Exercise — Give back every line exactly as it appears, pictures excluded.

:: Given data

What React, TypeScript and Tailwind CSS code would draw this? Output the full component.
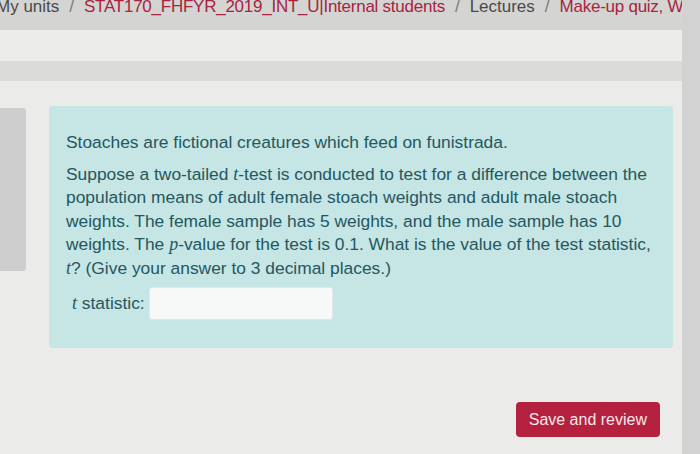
import React from "react";

const sans = { fontFamily: '"Liberation Sans", Arial, sans-serif' };

function Crumb({ children, red }: { children: React.ReactNode; red?: boolean }) {
  return (
    <span className={red ? "tracking-[-0.25px] text-[#a8233f]" : "text-[#4a4a4a]"}>{children}</span>
  );
}

function Sep() {
  return <span className="mx-[10px] text-[#7a7a7a]">/</span>;
}

function MathVar({ children }: { children: string }) {
  return (
    <i style={{ fontFamily: '"Liberation Serif", "Times New Roman", serif' }} className="text-[18px]">
      {children}
    </i>
  );
}

export default function App() {
  return (
    <div className="flex h-[454px] w-[700px] overflow-hidden bg-[#d2d2d2]" style={sans}>
      <div className="flex w-[682px] shrink-0 flex-col bg-[#ebebea]">
        {/* breadcrumb */}
        <div className="h-[30px] shrink-0 overflow-hidden whitespace-nowrap bg-[#d4d4d3] text-[17px] leading-[18px]">
          <div className="-ml-[4px] -mt-[2px]">
            <Crumb>My units</Crumb>
            <Sep />
            <Crumb red>STAT170_FHFYR_2019_INT_U|Internal students</Crumb>
            <Sep />
            <Crumb>Lectures</Crumb>
            <Sep />
            <Crumb red>Make-up quiz, Week 5</Crumb>
          </div>
        </div>
        <div className="h-[31px] shrink-0 bg-[#ececeb]" />
        <div className="h-[20px] shrink-0 bg-[#dbdbda]" />

        {/* question */}
        <div className="flex items-start gap-[23px] pt-[25px]">
          <div className="mt-[2px] h-[163px] w-[26px] shrink-0 rounded-r-[3px] bg-[#cecece]" />
          <div className="h-[242px] w-[624px] rounded-[4px] bg-[#c6e5e5] px-[17px] pt-[25px] text-[17.4px] leading-[23.5px] text-[#245760]">
            <p>Stoaches are fictional creatures which feed on funistrada.</p>
            <p className="mt-[8px]">
              Suppose a two-tailed <MathVar>t</MathVar>-test is conducted to test for a difference between the
              <br />
              population means of adult female stoach weights and adult male stoach
              <br />
              weights. The female sample has 5 weights, and the male sample has 10
              <br />
              weights. The <MathVar>p</MathVar>-value for the test is 0.1. What is the value of the test statistic,
              <br />
              <MathVar>t</MathVar>? (Give your answer to 3 decimal places.)
            </p>
            <div className="mt-[7px] flex items-center gap-[4px] pl-[6px]">
              <span>
                <MathVar>t</MathVar> statistic:
              </span>
              <div className="h-[33px] w-[184px] rounded-[3px] border border-[#dfe9e9] bg-[#f7f9f9]" />
            </div>
          </div>
        </div>

        <div className="mt-[54px] flex justify-end pr-[22px]">
          <button className="h-[35px] rounded-[4px] bg-[#b3213f] px-[13px] text-[16px] text-[#f6e6e9]">
            Save and review
          </button>
        </div>
      </div>
    </div>
  );
}
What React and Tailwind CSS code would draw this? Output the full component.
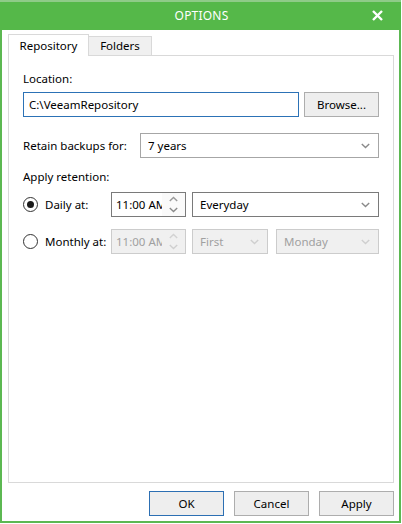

::::

Worked solution —
What React, TypeScript and Tailwind CSS code would draw this? Output the full component.
import React from "react";

const sans = { fontFamily: '"Liberation Sans", Arial, sans-serif' };

function Crumb({ children, red }: { children: React.ReactNode; red?: boolean }) {
  return (
    <span className={red ? "tracking-[-0.25px] text-[#a8233f]" : "text-[#4a4a4a]"}>{children}</span>
  );
}

function Sep() {
  return <span className="mx-[10px] text-[#7a7a7a]">/</span>;
}

function MathVar({ children }: { children: string }) {
  return (
    <i style={{ fontFamily: '"Liberation Serif", "Times New Roman", serif' }} className="text-[18px]">
      {children}
    </i>
  );
}

export default function App() {
  return (
    <div className="flex h-[454px] w-[700px] overflow-hidden bg-[#d2d2d2]" style={sans}>
      <div className="flex w-[682px] shrink-0 flex-col bg-[#ebebea]">
        {/* breadcrumb */}
        <div className="h-[30px] shrink-0 overflow-hidden whitespace-nowrap bg-[#d4d4d3] text-[17px] leading-[18px]">
          <div className="-ml-[4px] -mt-[2px]">
            <Crumb>My units</Crumb>
            <Sep />
            <Crumb red>STAT170_FHFYR_2019_INT_U|Internal students</Crumb>
            <Sep />
            <Crumb>Lectures</Crumb>
            <Sep />
            <Crumb red>Make-up quiz, Week 5</Crumb>
          </div>
        </div>
        <div className="h-[31px] shrink-0 bg-[#ececeb]" />
        <div className="h-[20px] shrink-0 bg-[#dbdbda]" />

        {/* question */}
        <div className="flex items-start gap-[23px] pt-[25px]">
          <div className="mt-[2px] h-[163px] w-[26px] shrink-0 rounded-r-[3px] bg-[#cecece]" />
          <div className="h-[242px] w-[624px] rounded-[4px] bg-[#c6e5e5] px-[17px] pt-[25px] text-[17.4px] leading-[23.5px] text-[#245760]">
            <p>Stoaches are fictional creatures which feed on funistrada.</p>
            <p className="mt-[8px]">
              Suppose a two-tailed <MathVar>t</MathVar>-test is conducted to test for a difference between the
              <br />
              population means of adult female stoach weights and adult male stoach
              <br />
              weights. The female sample has 5 weights, and the male sample has 10
              <br />
              weights. The <MathVar>p</MathVar>-value for the test is 0.1. What is the value of the test statistic,
              <br />
              <MathVar>t</MathVar>? (Give your answer to 3 decimal places.)
            </p>
            <div className="mt-[7px] flex items-center gap-[4px] pl-[6px]">
              <span>
                <MathVar>t</MathVar> statistic:
              </span>
              <div className="h-[33px] w-[184px] rounded-[3px] border border-[#dfe9e9] bg-[#f7f9f9]" />
            </div>
          </div>
        </div>

        <div className="mt-[54px] flex justify-end pr-[22px]">
          <button className="h-[35px] rounded-[4px] bg-[#b3213f] px-[13px] text-[16px] text-[#f6e6e9]">
            Save and review
          </button>
        </div>
      </div>
    </div>
  );
}
What React and Tailwind CSS code would draw this? Output the full component.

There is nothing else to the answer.